WRITTEN TASK:
Count the lines in the records below that contain the word "this", and reply with only that number.

DATA EXTRACT:
========================================
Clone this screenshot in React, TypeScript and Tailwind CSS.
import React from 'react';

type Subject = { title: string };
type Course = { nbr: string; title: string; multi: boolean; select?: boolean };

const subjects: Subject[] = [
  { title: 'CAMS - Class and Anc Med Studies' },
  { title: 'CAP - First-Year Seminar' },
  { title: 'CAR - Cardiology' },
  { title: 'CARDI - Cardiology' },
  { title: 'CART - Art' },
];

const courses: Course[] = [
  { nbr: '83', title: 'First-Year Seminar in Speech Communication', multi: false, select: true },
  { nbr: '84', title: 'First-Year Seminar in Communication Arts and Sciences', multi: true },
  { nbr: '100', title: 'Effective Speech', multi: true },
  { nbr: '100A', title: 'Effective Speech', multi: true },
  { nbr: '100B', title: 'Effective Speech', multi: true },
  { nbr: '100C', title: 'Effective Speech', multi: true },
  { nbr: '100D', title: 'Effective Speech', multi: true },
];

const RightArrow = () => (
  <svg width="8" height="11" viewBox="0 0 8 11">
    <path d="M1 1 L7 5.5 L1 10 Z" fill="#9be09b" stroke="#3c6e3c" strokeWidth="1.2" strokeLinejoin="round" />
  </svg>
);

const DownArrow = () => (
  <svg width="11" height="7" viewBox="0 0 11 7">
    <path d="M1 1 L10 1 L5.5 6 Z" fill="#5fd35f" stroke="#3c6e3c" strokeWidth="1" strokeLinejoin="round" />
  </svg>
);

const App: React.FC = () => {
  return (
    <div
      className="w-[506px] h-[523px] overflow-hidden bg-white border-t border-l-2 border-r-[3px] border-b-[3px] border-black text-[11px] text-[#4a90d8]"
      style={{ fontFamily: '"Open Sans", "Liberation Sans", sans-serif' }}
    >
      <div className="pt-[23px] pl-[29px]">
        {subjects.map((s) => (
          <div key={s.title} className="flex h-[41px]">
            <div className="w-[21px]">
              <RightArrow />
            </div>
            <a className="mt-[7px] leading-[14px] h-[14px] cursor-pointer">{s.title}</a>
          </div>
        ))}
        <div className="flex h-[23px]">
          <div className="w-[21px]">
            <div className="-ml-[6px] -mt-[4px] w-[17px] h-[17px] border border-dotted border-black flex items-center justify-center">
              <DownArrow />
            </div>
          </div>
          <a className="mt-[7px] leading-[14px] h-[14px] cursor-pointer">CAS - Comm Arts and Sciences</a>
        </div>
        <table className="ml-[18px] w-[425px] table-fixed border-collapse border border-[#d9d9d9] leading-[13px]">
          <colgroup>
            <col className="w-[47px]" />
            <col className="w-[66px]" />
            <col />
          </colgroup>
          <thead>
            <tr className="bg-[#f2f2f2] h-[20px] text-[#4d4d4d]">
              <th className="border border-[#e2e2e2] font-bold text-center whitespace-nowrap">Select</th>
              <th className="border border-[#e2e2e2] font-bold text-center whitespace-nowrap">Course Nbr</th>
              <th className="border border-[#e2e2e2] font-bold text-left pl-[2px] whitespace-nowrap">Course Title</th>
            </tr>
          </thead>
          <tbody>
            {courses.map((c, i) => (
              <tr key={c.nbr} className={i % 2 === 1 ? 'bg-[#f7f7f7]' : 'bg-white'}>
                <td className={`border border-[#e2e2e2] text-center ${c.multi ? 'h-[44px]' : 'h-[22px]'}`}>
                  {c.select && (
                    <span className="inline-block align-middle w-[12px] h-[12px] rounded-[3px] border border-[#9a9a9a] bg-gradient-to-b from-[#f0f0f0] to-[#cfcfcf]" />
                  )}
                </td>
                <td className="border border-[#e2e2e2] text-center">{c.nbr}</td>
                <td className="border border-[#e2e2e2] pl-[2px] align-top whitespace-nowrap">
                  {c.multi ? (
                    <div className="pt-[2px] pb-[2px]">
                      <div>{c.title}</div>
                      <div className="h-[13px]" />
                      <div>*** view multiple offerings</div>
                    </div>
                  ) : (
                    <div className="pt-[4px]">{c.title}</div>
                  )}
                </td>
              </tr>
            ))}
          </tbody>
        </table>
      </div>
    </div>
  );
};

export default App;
========================================
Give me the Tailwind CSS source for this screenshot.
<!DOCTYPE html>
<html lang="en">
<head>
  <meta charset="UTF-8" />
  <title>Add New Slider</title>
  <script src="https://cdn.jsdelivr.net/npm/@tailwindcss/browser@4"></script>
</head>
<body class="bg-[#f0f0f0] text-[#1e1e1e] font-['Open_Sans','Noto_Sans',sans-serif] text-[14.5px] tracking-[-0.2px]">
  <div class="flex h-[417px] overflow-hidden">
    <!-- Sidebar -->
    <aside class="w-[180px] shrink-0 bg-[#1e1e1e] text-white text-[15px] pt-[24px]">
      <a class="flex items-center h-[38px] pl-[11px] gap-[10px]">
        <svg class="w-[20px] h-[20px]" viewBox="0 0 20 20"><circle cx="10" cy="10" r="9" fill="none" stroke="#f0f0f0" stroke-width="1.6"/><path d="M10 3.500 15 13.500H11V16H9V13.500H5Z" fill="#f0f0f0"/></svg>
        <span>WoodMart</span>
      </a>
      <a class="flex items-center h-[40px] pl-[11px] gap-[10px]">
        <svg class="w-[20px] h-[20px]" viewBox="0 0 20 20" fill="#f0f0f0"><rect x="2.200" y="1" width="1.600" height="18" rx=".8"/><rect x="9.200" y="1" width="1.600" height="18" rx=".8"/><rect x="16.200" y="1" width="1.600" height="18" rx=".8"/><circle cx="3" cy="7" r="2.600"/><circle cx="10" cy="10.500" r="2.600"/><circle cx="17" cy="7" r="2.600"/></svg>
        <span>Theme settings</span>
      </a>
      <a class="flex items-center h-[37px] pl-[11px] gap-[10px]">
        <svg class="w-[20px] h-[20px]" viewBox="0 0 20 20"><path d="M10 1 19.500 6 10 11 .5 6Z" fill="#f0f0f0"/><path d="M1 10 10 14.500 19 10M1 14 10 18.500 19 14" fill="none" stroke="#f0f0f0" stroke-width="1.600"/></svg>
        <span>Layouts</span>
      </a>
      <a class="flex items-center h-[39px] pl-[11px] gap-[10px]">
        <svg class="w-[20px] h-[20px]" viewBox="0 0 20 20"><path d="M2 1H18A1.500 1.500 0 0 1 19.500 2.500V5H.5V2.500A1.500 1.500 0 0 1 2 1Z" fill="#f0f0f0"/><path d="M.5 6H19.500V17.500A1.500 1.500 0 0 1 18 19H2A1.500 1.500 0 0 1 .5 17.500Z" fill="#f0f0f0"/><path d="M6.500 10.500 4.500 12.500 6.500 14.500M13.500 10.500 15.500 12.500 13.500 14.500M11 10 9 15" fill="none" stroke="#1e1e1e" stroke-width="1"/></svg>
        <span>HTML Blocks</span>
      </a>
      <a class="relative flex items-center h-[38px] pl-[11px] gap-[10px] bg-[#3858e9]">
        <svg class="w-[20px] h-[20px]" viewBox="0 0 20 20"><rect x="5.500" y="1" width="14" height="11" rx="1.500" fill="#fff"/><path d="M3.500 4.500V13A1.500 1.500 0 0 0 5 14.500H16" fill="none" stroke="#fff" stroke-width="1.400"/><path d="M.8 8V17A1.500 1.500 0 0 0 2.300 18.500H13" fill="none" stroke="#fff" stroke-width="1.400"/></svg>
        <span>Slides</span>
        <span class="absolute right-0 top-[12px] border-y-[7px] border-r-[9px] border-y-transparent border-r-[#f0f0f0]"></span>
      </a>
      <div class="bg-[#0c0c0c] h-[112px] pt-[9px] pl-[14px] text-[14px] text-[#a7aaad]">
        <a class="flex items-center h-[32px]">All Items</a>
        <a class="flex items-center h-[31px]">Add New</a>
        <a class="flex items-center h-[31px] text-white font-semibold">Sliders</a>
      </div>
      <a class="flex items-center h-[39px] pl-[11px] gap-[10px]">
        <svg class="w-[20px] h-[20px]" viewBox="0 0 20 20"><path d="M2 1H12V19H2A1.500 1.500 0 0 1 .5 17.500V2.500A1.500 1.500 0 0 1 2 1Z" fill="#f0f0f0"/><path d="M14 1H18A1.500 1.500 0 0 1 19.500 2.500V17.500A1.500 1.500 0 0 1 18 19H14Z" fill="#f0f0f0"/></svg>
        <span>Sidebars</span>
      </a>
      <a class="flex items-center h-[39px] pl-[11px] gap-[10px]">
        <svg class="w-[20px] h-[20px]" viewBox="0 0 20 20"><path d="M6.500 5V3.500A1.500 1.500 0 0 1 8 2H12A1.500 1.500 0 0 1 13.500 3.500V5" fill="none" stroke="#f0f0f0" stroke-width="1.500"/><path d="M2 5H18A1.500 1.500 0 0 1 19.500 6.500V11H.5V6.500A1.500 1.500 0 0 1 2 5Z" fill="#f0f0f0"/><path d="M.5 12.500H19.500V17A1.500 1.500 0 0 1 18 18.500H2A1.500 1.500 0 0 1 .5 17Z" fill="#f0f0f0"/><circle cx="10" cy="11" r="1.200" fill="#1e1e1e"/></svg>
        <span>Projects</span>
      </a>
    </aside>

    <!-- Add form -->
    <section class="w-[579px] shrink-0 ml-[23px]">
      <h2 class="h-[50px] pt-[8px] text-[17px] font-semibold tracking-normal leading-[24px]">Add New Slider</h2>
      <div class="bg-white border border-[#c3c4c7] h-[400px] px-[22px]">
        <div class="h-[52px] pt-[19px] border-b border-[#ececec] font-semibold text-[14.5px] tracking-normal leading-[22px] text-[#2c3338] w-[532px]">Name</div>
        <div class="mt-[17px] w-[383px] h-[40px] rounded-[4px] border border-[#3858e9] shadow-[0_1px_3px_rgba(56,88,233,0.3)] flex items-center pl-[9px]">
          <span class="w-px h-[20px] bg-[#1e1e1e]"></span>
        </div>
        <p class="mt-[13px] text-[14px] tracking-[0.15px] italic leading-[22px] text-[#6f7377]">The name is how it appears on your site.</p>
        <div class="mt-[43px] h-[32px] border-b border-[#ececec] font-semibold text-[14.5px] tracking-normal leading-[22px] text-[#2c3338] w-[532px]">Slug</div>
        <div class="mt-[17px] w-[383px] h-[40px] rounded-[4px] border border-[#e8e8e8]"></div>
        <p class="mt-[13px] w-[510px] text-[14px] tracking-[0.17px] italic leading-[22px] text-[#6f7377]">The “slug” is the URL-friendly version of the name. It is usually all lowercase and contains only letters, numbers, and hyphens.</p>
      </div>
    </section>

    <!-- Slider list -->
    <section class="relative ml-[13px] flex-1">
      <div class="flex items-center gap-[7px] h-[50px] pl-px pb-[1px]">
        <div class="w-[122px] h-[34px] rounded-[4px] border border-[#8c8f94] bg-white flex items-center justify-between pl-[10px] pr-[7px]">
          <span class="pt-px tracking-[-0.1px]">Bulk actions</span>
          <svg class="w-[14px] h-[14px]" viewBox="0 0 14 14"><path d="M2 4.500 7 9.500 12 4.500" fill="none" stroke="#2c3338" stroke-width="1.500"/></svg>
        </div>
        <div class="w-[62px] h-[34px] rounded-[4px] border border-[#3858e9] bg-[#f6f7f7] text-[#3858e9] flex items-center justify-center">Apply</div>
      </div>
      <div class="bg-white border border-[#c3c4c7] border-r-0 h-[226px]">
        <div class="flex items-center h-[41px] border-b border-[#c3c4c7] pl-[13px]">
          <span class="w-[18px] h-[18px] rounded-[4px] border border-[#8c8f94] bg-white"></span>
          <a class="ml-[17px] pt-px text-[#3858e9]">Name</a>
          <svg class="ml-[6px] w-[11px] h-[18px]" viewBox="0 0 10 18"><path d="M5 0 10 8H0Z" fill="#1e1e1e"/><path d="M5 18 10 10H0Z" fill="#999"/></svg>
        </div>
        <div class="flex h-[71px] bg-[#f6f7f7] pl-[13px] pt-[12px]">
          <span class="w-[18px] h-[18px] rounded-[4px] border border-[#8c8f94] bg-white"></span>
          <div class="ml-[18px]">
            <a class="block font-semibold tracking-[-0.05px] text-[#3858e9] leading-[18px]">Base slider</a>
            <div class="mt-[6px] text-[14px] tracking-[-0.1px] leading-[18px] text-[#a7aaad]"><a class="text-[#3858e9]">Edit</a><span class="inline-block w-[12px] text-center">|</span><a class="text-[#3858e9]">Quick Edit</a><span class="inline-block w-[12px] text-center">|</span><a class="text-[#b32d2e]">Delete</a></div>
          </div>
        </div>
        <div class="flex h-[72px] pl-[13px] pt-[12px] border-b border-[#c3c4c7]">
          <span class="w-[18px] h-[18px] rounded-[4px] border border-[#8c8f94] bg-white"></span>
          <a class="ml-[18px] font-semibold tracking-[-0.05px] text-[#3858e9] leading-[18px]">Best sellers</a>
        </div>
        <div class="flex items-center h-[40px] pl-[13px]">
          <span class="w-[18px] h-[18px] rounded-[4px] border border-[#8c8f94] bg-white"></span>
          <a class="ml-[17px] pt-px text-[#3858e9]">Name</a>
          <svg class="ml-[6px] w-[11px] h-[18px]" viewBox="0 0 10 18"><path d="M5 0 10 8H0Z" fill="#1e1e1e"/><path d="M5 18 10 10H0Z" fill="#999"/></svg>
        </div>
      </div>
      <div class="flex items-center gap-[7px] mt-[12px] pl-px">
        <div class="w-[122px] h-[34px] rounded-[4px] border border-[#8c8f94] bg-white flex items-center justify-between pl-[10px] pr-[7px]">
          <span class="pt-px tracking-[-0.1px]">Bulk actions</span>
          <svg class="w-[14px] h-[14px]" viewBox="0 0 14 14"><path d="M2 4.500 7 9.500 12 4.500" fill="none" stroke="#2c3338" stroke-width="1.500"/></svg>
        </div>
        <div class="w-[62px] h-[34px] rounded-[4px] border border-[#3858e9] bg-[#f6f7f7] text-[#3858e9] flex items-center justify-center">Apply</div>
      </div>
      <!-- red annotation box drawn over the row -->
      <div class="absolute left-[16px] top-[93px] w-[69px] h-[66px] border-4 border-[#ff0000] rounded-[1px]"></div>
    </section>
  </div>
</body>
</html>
========================================
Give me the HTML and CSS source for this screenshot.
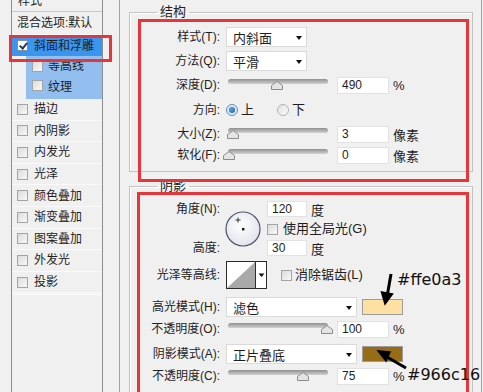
========================================
WORKED ANSWER:
3